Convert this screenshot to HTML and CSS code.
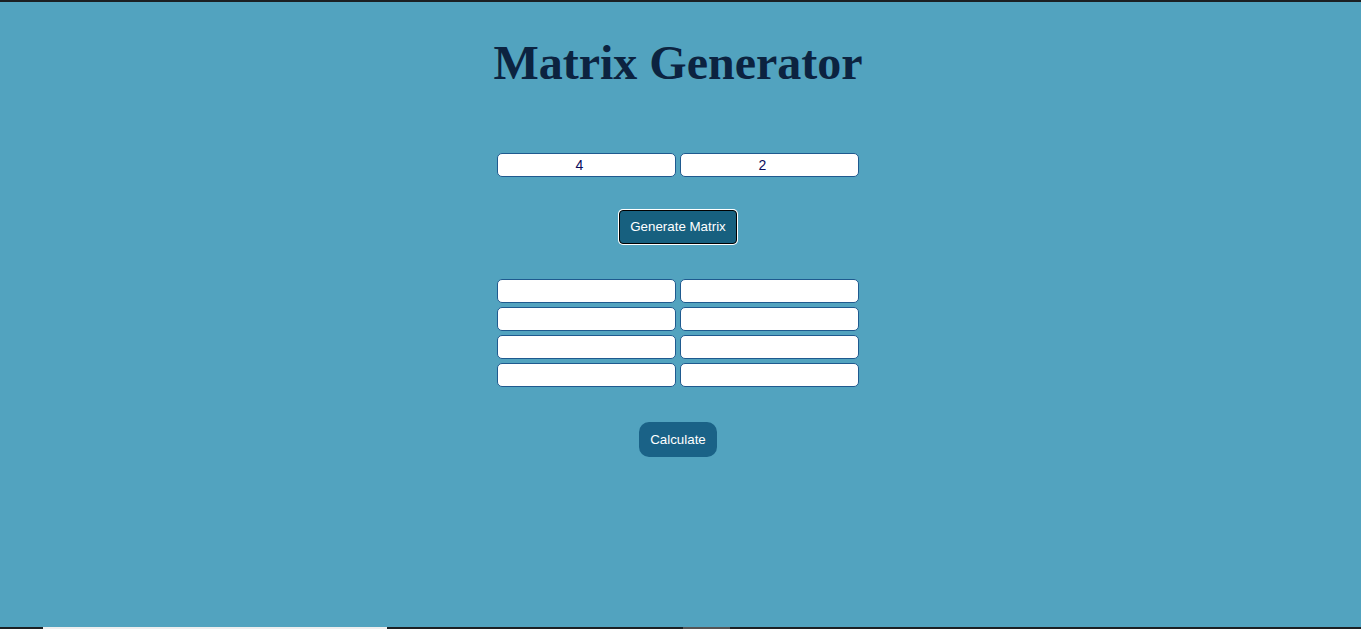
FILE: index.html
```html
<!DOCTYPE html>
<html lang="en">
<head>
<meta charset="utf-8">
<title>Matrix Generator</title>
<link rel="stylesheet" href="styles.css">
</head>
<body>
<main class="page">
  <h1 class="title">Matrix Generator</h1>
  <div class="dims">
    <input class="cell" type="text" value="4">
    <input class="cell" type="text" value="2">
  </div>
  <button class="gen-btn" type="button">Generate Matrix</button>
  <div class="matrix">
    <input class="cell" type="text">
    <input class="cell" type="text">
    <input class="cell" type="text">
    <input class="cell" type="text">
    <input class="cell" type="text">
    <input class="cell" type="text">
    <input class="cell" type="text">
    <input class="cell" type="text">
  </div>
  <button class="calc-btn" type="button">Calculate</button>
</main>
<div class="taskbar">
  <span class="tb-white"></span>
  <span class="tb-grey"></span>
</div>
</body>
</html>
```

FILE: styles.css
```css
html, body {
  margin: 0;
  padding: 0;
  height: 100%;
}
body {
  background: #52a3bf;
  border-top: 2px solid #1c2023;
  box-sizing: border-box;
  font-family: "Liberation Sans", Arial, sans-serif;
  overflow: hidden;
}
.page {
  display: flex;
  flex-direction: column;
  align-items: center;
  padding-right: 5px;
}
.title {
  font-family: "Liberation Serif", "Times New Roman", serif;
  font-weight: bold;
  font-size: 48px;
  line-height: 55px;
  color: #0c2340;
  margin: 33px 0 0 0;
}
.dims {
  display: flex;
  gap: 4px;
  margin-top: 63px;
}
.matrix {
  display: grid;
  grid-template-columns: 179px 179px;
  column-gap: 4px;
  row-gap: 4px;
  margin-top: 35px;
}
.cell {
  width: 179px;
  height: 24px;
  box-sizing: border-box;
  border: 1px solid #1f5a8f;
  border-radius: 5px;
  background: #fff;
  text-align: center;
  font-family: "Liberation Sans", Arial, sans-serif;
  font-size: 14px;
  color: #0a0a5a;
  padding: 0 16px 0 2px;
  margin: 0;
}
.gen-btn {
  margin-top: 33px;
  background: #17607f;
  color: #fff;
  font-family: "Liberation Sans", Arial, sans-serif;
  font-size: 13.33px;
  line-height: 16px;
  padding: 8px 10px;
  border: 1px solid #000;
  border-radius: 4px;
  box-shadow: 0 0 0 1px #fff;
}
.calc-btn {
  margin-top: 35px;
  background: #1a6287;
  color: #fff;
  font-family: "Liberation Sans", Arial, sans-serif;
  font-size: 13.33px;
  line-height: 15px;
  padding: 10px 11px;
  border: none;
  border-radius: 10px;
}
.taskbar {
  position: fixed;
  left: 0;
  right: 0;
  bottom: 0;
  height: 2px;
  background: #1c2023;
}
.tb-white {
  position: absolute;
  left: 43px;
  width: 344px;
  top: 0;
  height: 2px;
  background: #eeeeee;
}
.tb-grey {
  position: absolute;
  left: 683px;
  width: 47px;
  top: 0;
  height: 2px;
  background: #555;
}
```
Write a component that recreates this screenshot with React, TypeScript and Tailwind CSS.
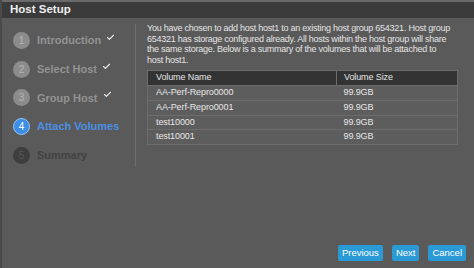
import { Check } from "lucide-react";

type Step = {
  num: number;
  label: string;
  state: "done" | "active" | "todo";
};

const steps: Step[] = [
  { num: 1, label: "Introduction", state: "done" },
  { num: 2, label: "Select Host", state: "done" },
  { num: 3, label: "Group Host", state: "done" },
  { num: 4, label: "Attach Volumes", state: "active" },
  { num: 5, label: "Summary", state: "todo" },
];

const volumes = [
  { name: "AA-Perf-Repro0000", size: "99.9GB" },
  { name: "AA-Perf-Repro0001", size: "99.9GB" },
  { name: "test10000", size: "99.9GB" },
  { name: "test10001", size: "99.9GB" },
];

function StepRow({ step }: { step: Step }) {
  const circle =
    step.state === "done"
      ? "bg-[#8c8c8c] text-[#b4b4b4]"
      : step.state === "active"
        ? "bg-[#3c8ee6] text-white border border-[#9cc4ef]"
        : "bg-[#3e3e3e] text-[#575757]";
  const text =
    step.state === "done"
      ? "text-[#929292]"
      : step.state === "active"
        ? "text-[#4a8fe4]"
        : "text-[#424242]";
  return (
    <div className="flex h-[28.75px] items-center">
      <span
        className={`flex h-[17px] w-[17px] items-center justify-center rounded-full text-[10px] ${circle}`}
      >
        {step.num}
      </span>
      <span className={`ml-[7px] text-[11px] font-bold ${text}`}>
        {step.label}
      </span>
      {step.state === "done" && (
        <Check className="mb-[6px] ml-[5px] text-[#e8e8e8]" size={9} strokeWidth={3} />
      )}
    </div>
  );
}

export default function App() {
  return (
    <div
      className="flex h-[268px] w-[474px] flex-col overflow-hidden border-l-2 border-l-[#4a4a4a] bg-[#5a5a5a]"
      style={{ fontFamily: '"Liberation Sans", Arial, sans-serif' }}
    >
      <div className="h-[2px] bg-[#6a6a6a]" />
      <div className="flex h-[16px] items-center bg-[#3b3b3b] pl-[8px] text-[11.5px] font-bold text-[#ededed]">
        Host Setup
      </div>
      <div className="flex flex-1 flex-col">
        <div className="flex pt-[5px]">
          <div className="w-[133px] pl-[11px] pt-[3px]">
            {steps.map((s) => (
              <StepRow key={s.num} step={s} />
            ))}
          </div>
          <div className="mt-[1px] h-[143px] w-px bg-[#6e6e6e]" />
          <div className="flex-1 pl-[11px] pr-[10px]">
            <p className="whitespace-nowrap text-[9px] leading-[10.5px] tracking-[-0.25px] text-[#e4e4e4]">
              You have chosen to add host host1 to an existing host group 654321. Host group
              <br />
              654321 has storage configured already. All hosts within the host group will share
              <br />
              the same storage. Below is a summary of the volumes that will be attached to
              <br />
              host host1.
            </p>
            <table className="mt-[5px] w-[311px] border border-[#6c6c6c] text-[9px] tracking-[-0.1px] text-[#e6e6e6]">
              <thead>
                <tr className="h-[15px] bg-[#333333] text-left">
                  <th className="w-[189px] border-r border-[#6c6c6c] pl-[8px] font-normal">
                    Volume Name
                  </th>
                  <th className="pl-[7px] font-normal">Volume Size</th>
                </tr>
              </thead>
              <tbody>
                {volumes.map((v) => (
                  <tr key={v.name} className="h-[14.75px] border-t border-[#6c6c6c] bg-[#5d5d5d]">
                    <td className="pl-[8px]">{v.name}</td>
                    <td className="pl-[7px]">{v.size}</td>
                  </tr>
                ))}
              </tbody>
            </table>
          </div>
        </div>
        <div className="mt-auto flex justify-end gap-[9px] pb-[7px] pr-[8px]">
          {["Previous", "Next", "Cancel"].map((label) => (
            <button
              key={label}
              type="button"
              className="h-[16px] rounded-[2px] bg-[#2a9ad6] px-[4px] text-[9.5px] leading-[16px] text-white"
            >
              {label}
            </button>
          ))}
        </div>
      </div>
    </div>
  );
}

=== YOUR INSTRUCTIONS ===
Answer with one number: how many lines in the listing hold "screenshot".

=== OUTPUT OF THE EXERCISE ===
2